In agriculture, the CAP anchored by Rome became both cornerstone and controversy, stabilizing rural incomes and ensuring food security while prompting reforms to address budgetary cost and environmental impact. The EIB grew into one of the world’s largest multilateral lenders, financing cohesion, innovation, and green transitions. The EEC’s competition policy evolved into a global standard-setter, shaping market conduct well beyond EU borders.

Euratom’s legacy is quieter but enduring. Though overshadowed by the EEC, Euratom established a comprehensive system of safeguards, safety standards, and research coordination, including the Joint Research Centre. Its treaty remains in force today as a separate legal instrument, guiding nuclear safety and oversight across the Union.
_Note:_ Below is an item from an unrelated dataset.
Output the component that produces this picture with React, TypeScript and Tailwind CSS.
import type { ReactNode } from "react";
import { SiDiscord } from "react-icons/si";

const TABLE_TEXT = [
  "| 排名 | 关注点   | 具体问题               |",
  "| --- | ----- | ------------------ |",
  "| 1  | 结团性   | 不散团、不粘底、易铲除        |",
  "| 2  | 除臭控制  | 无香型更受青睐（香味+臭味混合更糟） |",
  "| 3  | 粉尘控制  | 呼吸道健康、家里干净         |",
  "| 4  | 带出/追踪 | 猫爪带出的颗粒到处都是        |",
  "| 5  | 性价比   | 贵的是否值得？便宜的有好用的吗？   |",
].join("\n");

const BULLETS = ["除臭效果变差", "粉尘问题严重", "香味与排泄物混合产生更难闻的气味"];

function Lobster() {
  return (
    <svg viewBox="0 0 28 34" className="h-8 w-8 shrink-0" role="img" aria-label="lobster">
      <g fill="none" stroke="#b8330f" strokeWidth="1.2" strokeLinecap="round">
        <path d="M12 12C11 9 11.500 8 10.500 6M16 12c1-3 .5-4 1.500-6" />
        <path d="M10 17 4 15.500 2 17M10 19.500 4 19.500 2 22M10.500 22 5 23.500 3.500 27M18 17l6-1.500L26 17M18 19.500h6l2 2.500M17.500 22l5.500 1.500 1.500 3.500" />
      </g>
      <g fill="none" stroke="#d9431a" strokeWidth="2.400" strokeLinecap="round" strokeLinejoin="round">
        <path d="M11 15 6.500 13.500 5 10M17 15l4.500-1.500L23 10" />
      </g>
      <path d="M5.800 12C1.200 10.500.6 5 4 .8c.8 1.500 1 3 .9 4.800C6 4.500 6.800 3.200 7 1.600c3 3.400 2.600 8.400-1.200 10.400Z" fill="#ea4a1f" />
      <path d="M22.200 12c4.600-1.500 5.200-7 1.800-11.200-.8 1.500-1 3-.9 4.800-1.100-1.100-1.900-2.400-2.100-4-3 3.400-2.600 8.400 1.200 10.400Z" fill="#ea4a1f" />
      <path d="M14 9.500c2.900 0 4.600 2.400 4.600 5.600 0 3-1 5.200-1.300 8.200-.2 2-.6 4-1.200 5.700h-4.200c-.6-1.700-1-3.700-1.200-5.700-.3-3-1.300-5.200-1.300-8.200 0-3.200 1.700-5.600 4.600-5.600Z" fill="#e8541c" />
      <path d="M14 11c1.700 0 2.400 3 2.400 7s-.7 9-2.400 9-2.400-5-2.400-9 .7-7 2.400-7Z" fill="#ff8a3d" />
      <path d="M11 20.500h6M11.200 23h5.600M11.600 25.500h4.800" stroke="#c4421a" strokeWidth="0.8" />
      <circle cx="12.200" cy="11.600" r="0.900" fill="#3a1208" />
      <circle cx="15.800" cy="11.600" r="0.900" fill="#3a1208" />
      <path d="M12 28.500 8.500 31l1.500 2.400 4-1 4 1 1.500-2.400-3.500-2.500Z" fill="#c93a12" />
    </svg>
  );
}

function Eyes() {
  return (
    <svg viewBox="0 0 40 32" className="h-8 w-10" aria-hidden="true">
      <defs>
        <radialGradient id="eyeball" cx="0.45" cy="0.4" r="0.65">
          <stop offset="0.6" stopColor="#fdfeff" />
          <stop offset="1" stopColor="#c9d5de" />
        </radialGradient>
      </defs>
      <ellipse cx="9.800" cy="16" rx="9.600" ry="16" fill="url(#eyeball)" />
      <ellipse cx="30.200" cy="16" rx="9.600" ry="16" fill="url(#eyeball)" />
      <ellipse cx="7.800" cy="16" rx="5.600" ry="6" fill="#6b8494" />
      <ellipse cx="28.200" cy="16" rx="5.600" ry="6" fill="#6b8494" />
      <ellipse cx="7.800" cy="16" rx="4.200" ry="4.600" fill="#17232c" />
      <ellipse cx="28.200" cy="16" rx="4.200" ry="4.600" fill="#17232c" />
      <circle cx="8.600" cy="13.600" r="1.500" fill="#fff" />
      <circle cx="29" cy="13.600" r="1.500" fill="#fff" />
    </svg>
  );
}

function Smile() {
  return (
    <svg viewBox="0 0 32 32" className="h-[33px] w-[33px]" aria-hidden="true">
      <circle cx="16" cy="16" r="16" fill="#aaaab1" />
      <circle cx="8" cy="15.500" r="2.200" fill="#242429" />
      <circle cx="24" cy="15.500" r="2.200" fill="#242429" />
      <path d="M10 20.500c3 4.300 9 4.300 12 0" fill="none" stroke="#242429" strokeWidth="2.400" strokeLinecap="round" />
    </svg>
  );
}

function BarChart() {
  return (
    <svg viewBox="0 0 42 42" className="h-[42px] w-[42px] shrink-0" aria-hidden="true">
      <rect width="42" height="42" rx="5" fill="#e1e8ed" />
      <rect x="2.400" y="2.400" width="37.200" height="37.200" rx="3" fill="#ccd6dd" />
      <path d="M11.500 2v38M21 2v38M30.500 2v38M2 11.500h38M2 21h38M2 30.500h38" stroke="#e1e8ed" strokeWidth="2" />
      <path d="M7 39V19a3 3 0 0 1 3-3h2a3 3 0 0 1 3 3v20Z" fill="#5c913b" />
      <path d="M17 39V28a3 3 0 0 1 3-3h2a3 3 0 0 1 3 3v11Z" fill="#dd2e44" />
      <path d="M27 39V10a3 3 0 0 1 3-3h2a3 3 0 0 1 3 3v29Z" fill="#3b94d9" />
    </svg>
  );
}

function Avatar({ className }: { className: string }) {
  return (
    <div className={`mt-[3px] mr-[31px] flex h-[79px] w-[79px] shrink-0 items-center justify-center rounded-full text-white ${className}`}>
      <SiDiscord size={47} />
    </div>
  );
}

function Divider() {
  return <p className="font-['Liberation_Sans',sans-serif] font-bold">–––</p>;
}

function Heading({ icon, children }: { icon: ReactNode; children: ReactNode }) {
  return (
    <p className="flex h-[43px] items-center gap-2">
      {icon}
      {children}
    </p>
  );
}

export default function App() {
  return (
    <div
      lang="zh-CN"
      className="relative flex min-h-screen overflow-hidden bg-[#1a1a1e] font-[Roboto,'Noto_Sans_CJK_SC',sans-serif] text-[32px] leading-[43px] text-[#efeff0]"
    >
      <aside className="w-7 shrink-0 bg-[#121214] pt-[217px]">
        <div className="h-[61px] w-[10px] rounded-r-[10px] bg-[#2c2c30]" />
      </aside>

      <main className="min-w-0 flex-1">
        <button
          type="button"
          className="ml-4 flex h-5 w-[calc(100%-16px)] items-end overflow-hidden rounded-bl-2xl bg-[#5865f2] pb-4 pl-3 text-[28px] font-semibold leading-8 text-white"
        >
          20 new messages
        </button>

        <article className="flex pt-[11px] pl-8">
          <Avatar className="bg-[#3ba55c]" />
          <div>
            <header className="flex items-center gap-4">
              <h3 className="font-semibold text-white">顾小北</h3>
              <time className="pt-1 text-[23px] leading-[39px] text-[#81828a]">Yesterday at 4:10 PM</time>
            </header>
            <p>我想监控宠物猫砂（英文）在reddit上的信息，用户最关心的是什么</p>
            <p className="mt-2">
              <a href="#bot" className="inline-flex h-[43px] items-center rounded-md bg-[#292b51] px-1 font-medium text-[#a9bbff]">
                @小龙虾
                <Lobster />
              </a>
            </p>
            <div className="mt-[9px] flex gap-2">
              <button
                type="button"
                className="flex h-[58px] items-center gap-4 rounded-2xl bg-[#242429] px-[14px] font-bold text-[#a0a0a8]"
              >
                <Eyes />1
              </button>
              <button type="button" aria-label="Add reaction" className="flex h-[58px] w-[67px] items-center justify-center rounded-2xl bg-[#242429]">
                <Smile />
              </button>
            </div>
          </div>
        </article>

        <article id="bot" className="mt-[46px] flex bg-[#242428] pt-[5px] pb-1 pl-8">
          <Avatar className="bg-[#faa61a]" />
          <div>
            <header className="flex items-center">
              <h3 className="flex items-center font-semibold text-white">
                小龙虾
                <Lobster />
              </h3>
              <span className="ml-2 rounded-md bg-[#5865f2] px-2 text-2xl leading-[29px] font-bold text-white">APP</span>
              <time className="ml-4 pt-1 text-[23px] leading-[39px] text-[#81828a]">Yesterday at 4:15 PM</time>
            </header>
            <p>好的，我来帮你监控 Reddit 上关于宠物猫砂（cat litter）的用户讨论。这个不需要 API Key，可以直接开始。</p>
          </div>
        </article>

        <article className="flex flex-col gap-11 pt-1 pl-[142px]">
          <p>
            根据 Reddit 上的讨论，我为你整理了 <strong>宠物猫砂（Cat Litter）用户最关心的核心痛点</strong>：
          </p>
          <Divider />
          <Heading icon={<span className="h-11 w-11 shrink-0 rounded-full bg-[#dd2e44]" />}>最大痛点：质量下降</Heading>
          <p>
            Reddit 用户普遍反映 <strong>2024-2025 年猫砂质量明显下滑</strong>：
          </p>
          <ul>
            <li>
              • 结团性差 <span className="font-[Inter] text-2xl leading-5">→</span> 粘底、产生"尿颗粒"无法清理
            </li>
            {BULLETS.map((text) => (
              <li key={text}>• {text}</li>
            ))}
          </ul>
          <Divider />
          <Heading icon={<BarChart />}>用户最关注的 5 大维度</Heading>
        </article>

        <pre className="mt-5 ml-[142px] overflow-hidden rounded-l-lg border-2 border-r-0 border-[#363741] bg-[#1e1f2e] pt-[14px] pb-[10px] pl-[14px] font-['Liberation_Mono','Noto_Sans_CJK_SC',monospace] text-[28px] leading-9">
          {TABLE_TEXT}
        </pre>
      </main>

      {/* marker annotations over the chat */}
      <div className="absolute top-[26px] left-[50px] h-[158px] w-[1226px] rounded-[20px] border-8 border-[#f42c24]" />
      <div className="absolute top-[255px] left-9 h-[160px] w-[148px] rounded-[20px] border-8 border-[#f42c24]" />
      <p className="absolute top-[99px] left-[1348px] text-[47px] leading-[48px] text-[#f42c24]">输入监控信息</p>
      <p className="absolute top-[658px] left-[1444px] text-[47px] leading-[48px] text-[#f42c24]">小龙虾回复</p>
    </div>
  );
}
The Treaties of Rome also had profound constitutional implications. By creating a legal order individuals could invoke, they fostered a European polity grounded in law as much as in diplomacy. The phrase "ever closer union"—enshrined in Rome’s preamble—became both aspiration and lightning rod, inspiring further integration while fueling debates over sovereignty that echoed into the 21st century, from treaty reforms to the United Kingdom’s 2016 decision to leave the EU.

In retrospect, the significance of 25 March 1957 lies in its blend of pragmatism and ambition. The Six did not attempt an immediate federation; they built a common market with institutions capable of deepening cooperation over time, a design that proved adaptable to new challenges and members. From the first tariff cuts to the completion of the customs union in 1968, from the jurisprudence of the Court to the launch of the euro, the arc of European integration traces back to Rome’s balanced, legally robust blueprint. By marrying economic integration with supranational governance, the Treaties of Rome laid the cornerstone for a continental polity that reshaped Europe’s economy, law, and international role for generations.